The NFC playoffs, meanwhile, are likely to include one or two franchises that aren’t even in the 50th percentile of NFL teams. Is getting the sixth or seventh seed in this year’s NFC playoffs really a reason to celebrate? Would it convince new Commanders owner Josh Harris to keep fourth-year coach Ron Rivera, whom he did not hire?

Cowboys coach Mike McCarthy and Dallas owner Jerry Jones.

Would Jones fire McCarthy if the Cowboys coach doesn't get Dallas to the Super Bowl this year?
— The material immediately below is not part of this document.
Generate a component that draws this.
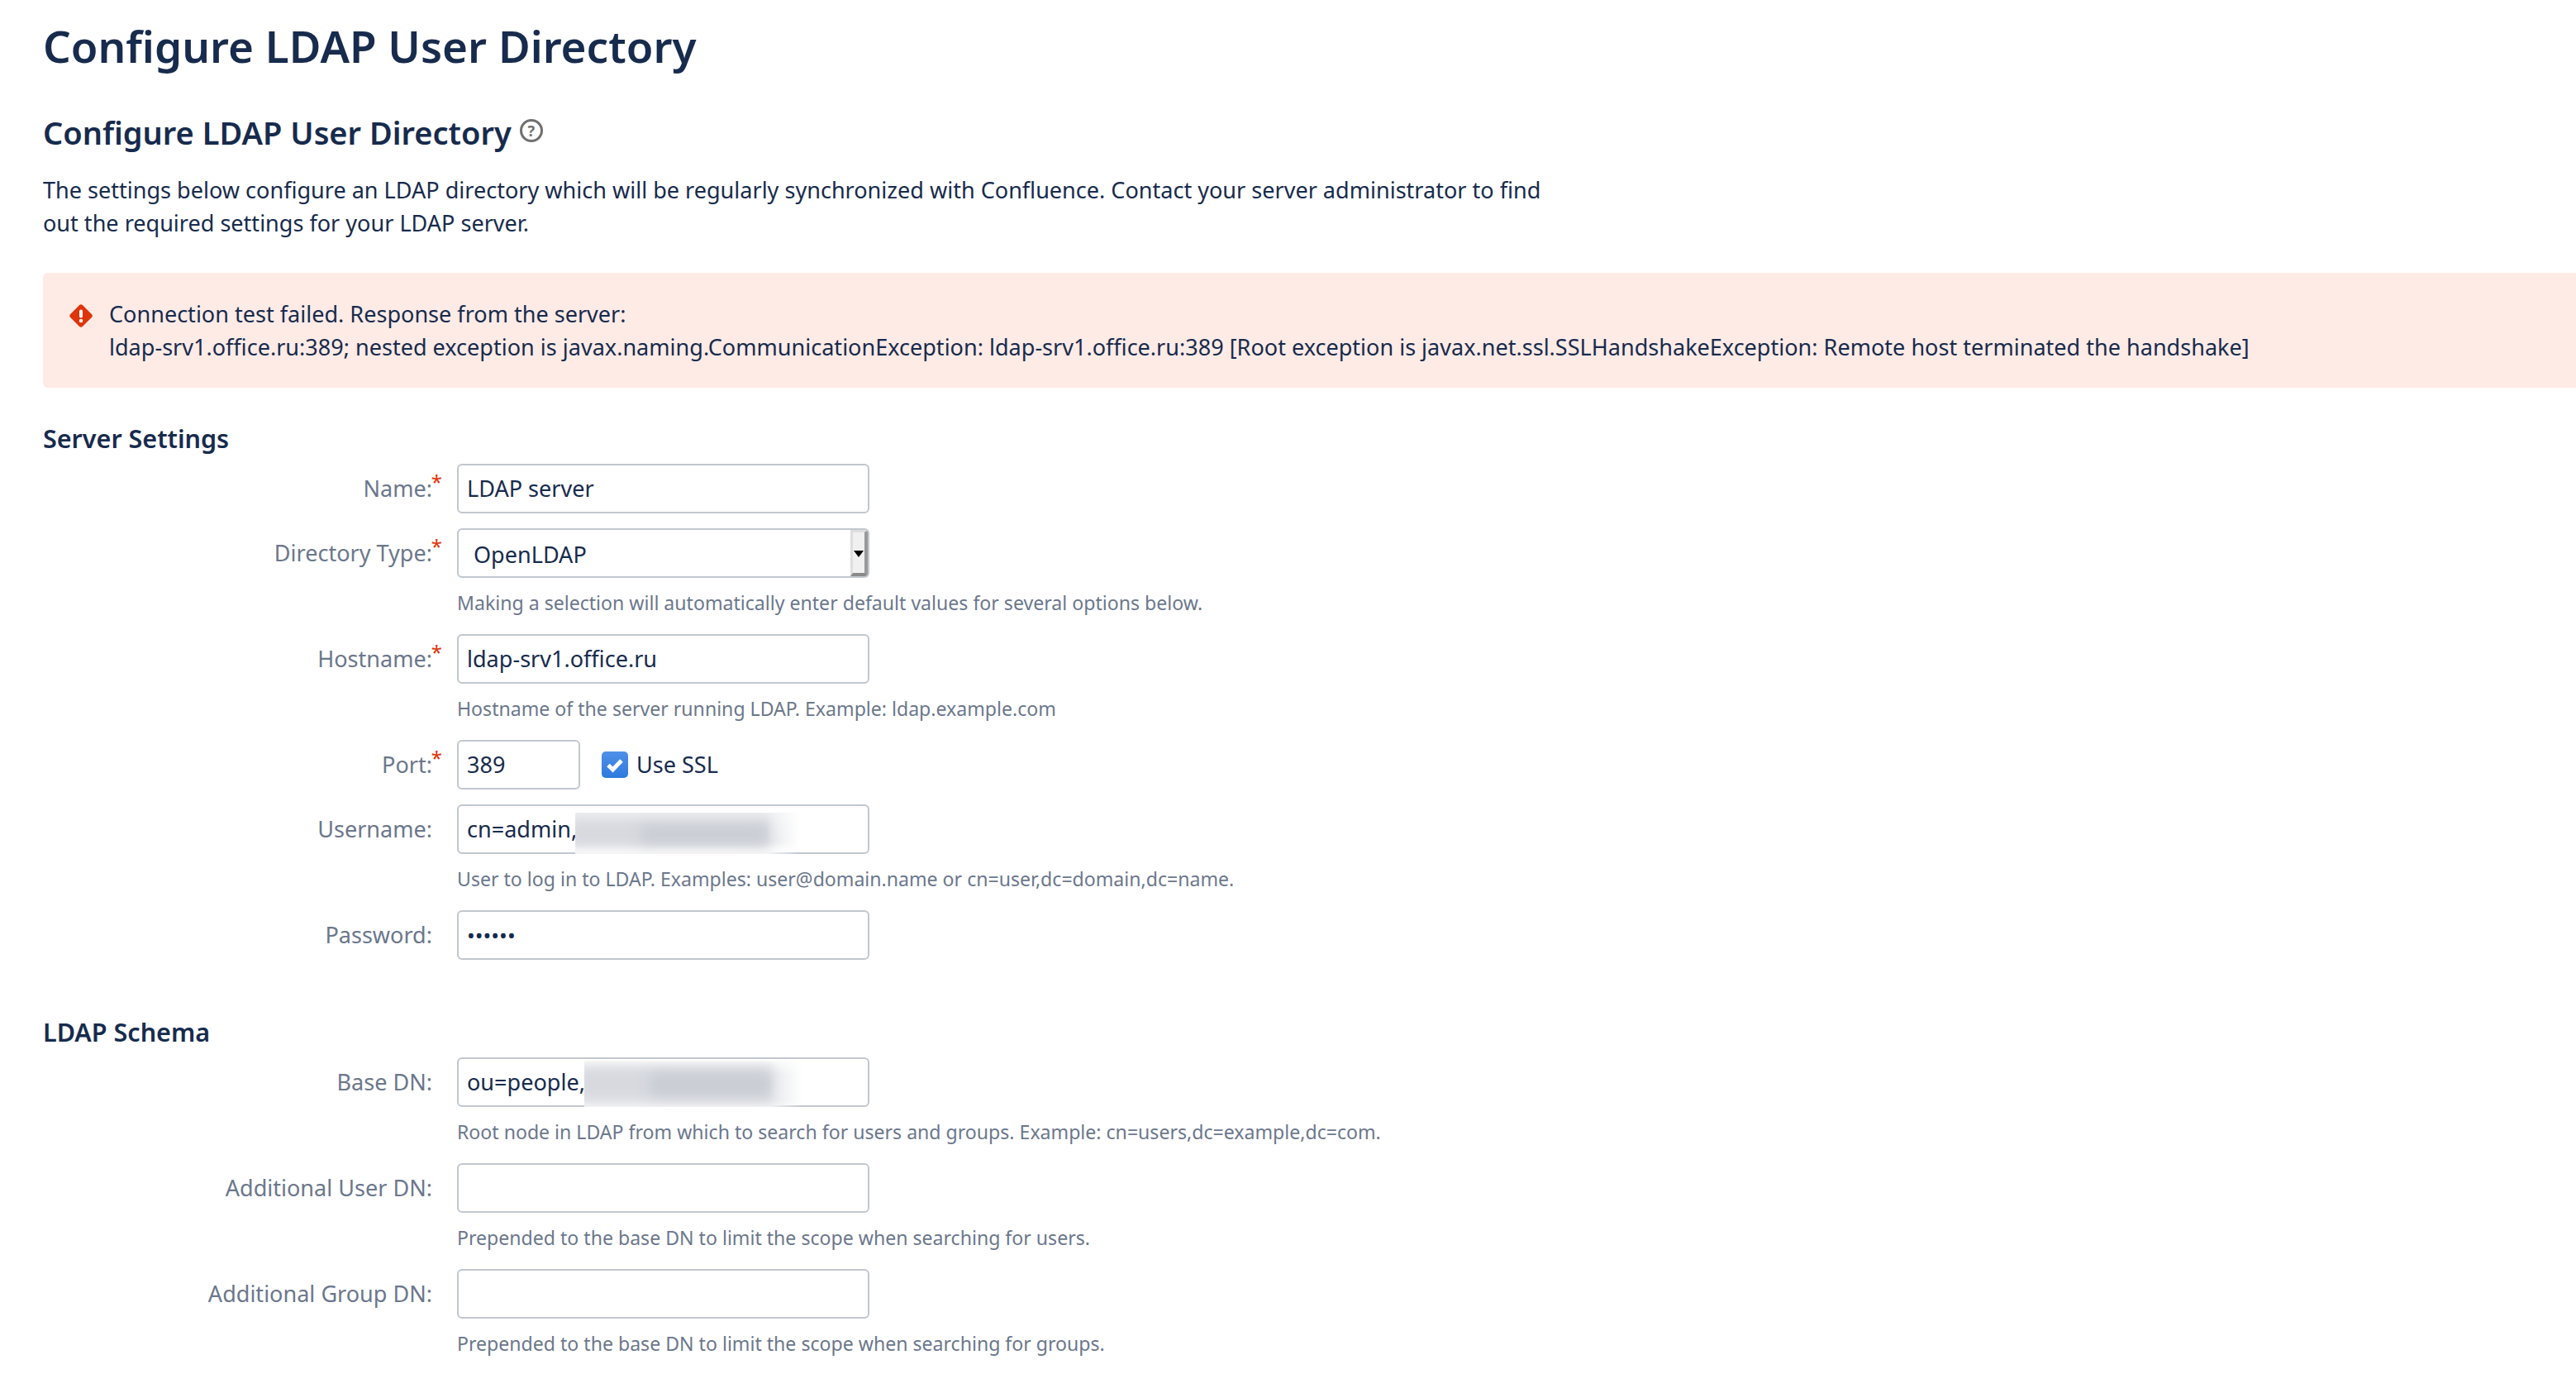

Would Cowboys owner Jerry Jones keep Mike McCarthy if Dallas loses on wild-card weekend? Or does Jones think somebody else could get more out of his roster? Jones has a strong recent history of sticking with coaches he hired. But he also has a long history of hiring coaches he knows. If Jones has a chance to choose among McCarthy, Cowboys defensive coordinator Dan Quinn, former Dallas offensive coordinator Kellen Moore and whoever else is on the market, how much weight will he give to incumbency?

The 18 owners whose teams miss the playoffs will have to ask the inverse of that question: How much will they prioritize change? Do they have the expertise to see if a good coach had a bad roster or unfortunate circumstances—and do they have the guts to keep him?

Just as the best coaches place process ahead of outcomes, the best-run NFL franchises know how to evaluate job performance beyond just looking at the standings. Everybody likes to make the playoffs. Not everybody understands how to keep doing it.